● TASK INPUTS:
○ ○ ○ ○ ○ ○ ○

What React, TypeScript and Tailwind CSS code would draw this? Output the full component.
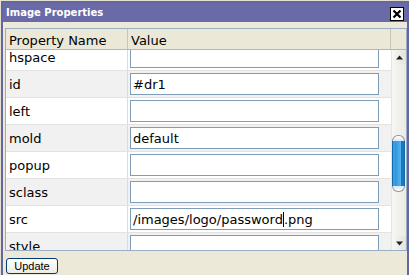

○ ○ ○ ○ ○ ○ ○

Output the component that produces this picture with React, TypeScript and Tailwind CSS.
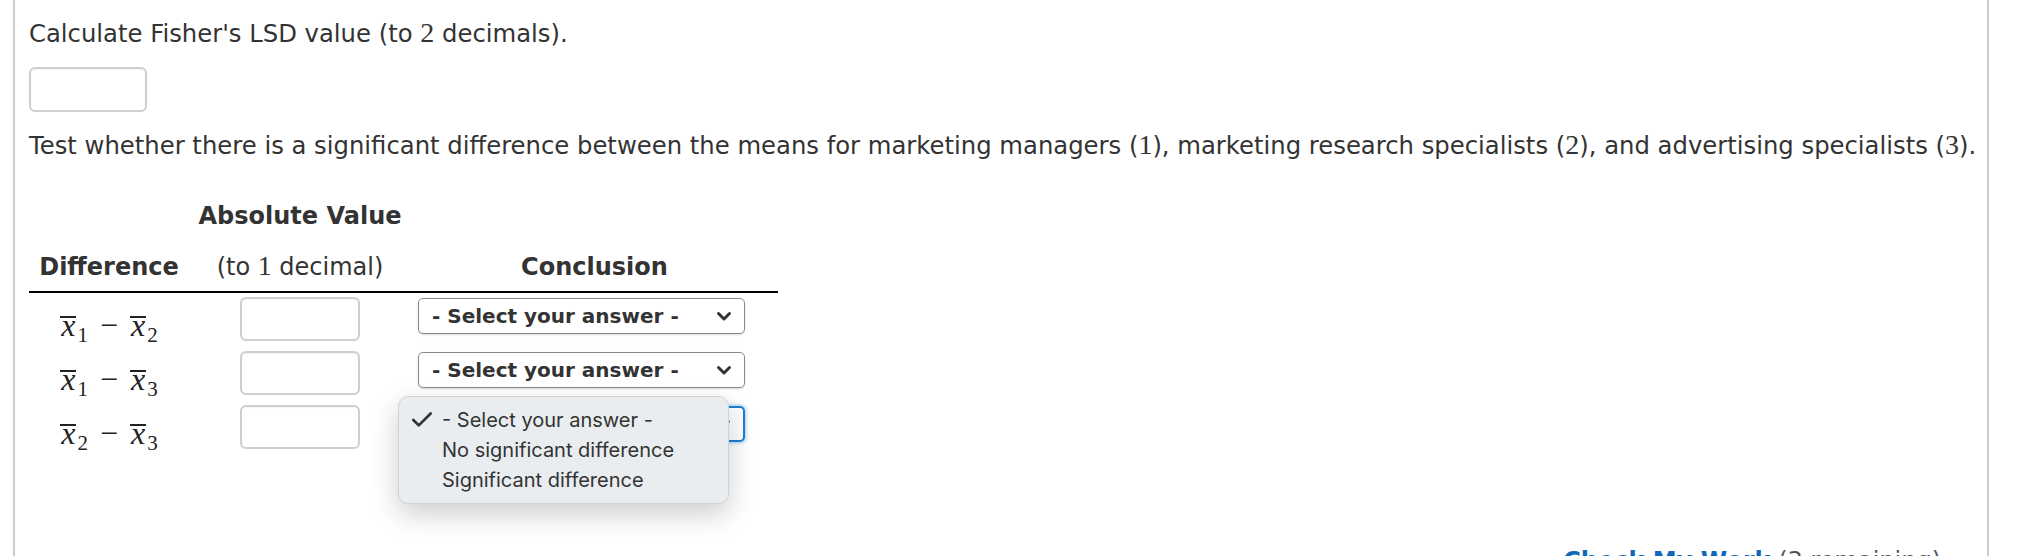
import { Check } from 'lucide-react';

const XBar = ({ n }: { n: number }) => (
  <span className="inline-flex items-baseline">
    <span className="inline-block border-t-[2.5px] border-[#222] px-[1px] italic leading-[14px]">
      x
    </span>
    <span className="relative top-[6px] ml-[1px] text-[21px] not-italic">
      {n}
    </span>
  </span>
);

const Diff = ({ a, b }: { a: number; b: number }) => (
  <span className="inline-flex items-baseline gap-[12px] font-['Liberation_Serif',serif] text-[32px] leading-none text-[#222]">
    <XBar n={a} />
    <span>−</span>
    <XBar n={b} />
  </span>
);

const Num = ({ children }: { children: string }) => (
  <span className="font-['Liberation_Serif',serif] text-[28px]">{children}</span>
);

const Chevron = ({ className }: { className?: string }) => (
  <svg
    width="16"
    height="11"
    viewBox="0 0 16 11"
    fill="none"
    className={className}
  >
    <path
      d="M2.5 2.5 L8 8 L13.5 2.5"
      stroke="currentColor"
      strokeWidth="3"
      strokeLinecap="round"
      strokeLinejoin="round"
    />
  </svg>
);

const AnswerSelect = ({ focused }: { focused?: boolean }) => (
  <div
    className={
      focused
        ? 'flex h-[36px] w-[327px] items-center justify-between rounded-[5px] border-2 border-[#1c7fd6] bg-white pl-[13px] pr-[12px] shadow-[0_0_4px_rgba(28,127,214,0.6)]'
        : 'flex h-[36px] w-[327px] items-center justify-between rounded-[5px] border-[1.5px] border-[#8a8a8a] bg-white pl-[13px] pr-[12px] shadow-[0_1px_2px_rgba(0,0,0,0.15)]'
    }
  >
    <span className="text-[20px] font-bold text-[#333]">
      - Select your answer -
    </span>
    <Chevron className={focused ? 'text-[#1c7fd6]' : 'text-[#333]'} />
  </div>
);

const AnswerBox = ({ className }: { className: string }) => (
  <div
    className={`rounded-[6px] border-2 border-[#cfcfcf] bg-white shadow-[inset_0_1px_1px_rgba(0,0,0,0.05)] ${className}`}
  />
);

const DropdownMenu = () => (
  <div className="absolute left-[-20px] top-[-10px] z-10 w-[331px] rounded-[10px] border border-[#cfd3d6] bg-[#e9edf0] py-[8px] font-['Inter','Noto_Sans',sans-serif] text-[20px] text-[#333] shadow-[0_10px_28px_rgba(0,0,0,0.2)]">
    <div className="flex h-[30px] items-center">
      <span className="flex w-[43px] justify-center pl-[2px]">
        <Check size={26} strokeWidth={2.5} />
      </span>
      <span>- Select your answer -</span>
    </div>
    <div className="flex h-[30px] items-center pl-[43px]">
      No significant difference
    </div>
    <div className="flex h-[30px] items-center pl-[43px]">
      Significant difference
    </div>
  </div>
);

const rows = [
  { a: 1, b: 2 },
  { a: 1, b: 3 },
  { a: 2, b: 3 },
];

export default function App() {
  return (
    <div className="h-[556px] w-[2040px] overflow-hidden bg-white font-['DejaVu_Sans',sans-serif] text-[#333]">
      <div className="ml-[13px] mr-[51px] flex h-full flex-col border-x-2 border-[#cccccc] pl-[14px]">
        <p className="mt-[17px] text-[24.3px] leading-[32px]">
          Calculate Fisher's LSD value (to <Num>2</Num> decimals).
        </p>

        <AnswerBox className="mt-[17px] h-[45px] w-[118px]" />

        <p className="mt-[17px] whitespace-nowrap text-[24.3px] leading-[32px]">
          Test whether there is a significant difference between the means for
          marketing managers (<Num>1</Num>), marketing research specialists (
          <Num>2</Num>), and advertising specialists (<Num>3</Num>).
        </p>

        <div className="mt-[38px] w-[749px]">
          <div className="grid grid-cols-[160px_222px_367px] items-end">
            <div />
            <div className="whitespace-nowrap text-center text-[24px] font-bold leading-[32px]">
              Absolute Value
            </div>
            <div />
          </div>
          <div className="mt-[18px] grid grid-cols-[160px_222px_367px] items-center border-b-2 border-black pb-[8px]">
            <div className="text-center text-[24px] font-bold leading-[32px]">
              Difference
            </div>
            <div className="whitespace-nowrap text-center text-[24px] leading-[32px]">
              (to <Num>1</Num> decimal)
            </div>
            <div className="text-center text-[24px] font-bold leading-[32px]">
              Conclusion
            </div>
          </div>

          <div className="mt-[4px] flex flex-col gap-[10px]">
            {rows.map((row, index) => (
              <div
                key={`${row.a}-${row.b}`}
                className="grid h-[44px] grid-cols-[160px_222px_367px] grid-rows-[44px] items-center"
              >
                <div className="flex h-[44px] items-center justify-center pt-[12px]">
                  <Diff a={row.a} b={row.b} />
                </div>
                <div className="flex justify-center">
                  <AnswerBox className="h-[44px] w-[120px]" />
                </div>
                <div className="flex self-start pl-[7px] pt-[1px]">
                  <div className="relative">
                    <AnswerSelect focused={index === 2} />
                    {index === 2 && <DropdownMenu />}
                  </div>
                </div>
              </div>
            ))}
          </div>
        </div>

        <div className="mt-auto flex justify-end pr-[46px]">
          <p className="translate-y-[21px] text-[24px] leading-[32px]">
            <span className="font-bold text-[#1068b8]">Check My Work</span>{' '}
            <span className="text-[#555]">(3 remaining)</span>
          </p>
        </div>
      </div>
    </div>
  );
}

○ ○ ○ ○ ○ ○ ○

● TASK PROMPT: Search the lines above for the string "full" and copy each line that has it.

● THE RESPONSE:
What React, TypeScript and Tailwind CSS code would draw this? Output the full component.
      <div className="ml-[13px] mr-[51px] flex h-full flex-col border-x-2 border-[#cccccc] pl-[14px]">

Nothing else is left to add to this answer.